The TFH-1500-50-I-260 supports diverse sample geometries—including powders, pellets, wafers, fibers, and coated substrates—within standardized tube diameters (Φ30–80 mm × 1000 mm). Its design conforms to key international laboratory equipment standards: IEC 61010-1 (Safety Requirements for Electrical Equipment for Measurement, Control, and Laboratory Use), ISO/IEC 17025:2017 (for calibration traceability of temperature sensors), and ASTM E220 (Standard Test Method for Calibration of Thermocouples by Comparison Techniques). When operated with optional vacuum pumps and gas mass flow controllers, it facilitates experiments aligned with ASTM C1171 (Ceramic Fiber Thermal Stability) and ISO 11507 (UV Exposure of Coatings), particularly in atmosphere-controlled aging or oxidation resistance testing.
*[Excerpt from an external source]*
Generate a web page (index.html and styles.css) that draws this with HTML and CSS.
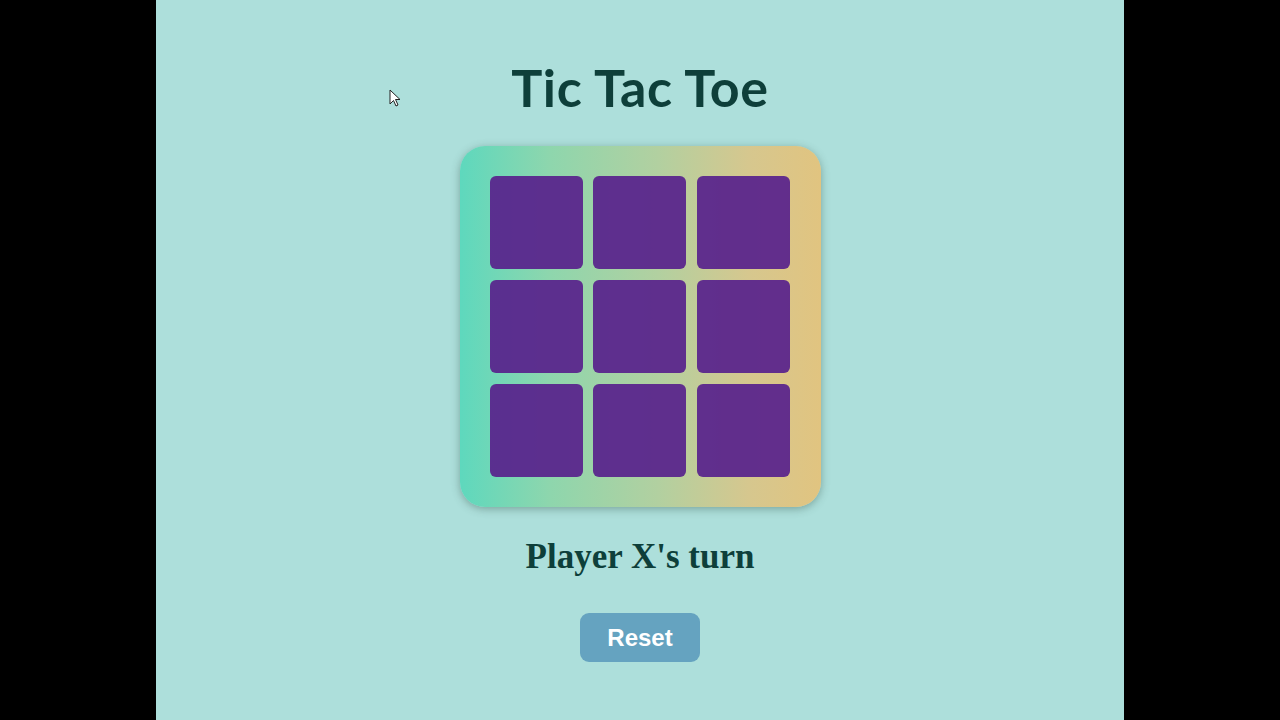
FILE: index.html
```html
<!DOCTYPE html>
<html lang="en">
<head>
<meta charset="utf-8">
<title>Tic Tac Toe</title>
<link rel="stylesheet" href="styles.css">
</head>
<body>
<main class="page">
  <h1 class="title">Tic Tac Toe</h1>
  <div class="board">
    <div class="cell"></div><div class="cell"></div><div class="cell"></div>
    <div class="cell"></div><div class="cell"></div><div class="cell"></div>
    <div class="cell"></div><div class="cell"></div><div class="cell"></div>
  </div>
  <p class="status">Player X's turn</p>
  <button class="reset">Reset</button>
  <svg class="cursor" width="12" height="19" viewBox="0 0 12 19"><path d="M1 1 L1 15 L4.5 11.5 L7 17 L9 16 L6.5 10.5 L11 10.5 Z" fill="#fff" stroke="#222" stroke-width="1" stroke-linejoin="round"/></svg>
</main>
</body>
</html>
```
FILE: styles.css
```css
html, body {
  margin: 0;
  padding: 0;
  background: #000;
}
.page {
  position: relative;
  width: 968px;
  height: 720px;
  margin: 0 auto;
  background: #addfdb;
  display: flex;
  flex-direction: column;
  align-items: center;
  box-sizing: border-box;
  padding-top: 55px;
}
.title {
  margin: 0;
  font-family: "Lato", "Open Sans", sans-serif;
  font-weight: 700;
  font-size: 52px;
  line-height: 64px;
  color: #0e3f3a;
  letter-spacing: 0.6px;
}
.board {
  margin-top: 27px;
  width: 361px;
  height: 361px;
  box-sizing: border-box;
  padding: 30px;
  border-radius: 25px;
  background: linear-gradient(90deg, #5ed8bd 0%, #8ed6ad 25%, #b2d0a0 55%, #d6c78e 80%, #e1c480 100%);
  box-shadow: 0 2px 8px rgba(60, 90, 80, 0.45);
  display: grid;
  grid-template-columns: repeat(3, 93px);
  grid-template-rows: repeat(3, 93px);
  column-gap: 10.5px;
  row-gap: 11px;
}
.cell {
  background: rgba(88, 34, 140, 0.93);
  border-radius: 6px;
}
.status {
  margin: 29px 0 0;
  font-family: "Liberation Serif", "Times New Roman", serif;
  font-weight: 700;
  font-size: 35px;
  line-height: 42px;
  color: #0e3f3a;
}
.reset {
  margin-top: 35px;
  width: 120px;
  height: 49px;
  border: none;
  border-radius: 9px;
  background: #65a3c0;
  color: #fff;
  font-family: "Liberation Sans", Arial, sans-serif;
  font-weight: 700;
  font-size: 24px;
  cursor: pointer;
}
.cursor {
  position: absolute;
  left: 233px;
  top: 89px;
}
```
Software & Data Management

While the base configuration features standalone hardware control, the furnace is fully compatible with optional RS485 Modbus RTU communication for integration into centralized lab automation platforms. Third-party SCADA systems (e.g., LabVIEW, Ignition, or Siemens Desigo CC) can log real-time temperature, power draw, and program stage status at user-defined intervals (1–60 s resolution). All profile data—including timestamps, setpoints, actual temperatures, and alarm events—is exportable in CSV format for audit-ready documentation. For GLP/GMP environments, optional firmware upgrade provides 21 CFR Part 11-compliant electronic signatures, audit trails, and role-based access control—ensuring full traceability during qualification protocols (IQ/OQ/PQ).

Applications

• Controlled-atmosphere synthesis of transition metal oxides (e.g., LiCoO₂, Ni-rich NMC cathodes) for battery materials R&D
• CVD growth of graphene, MoS₂, and other 2D materials on SiO₂/Si or sapphire substrates
• Thermal annealing of sol-gel derived optical coatings and luminescent phosphors (YAG:Ce, SrAl₂O₄:Eu)
• High-temperature corrosion testing of aerospace alloys under simulated exhaust gas compositions
• Decomposition kinetics studies of metal-organic frameworks (MOFs) and perovskite precursors
• Pre-sintering of green bodies prior to HIP or spark plasma sintering (SPS) consolidation

FAQ

What tube materials are recommended for operation at 1450 °C?
For sustained use above 1300 °C, high-purity recrystallized alumina (99.8% Al₂O₃) or molybdenum disilicide (MoSi₂)-coated quartz tubes are recommended. Standard fused quartz is limited to ≤1100 °C.
Can this furnace be used under vacuum without additional accessories?
Yes—the dual-ring 316L flange system achieves reliable sealing at pressures down to 10⁻³ mbar when paired with a standard mechanical vacuum pump and vacuum gauge. Optional water-cooled feedthroughs support electrical or optical access under vacuum.
Is the temperature uniformity specification validated per ASTM E220?
Uniformity mapping is performed during factory acceptance testing using five calibrated S-type thermocouples placed axially and radially across the hot zone. Full validation reports—including uncertainty budgets per GUM (JCGM 100:2008)—are available upon request.
How is thermal safety managed during unattended overnight operation?
The furnace includes redundant safety layers: independent over-temperature cutoff (set 50 °C above nominal max), thermal fuse in series with main power, and automatic program halt on communication timeout or sensor open-circuit detection.
Does the controller support custom PID tuning for specific load conditions?
Yes—the Yudian controller allows manual adjustment of P, I, and D parameters via front-panel menu, enabling optimization for low-mass samples (e.g., thin films) or high-thermal-mass loads (e.g., dense ceramic crucibles).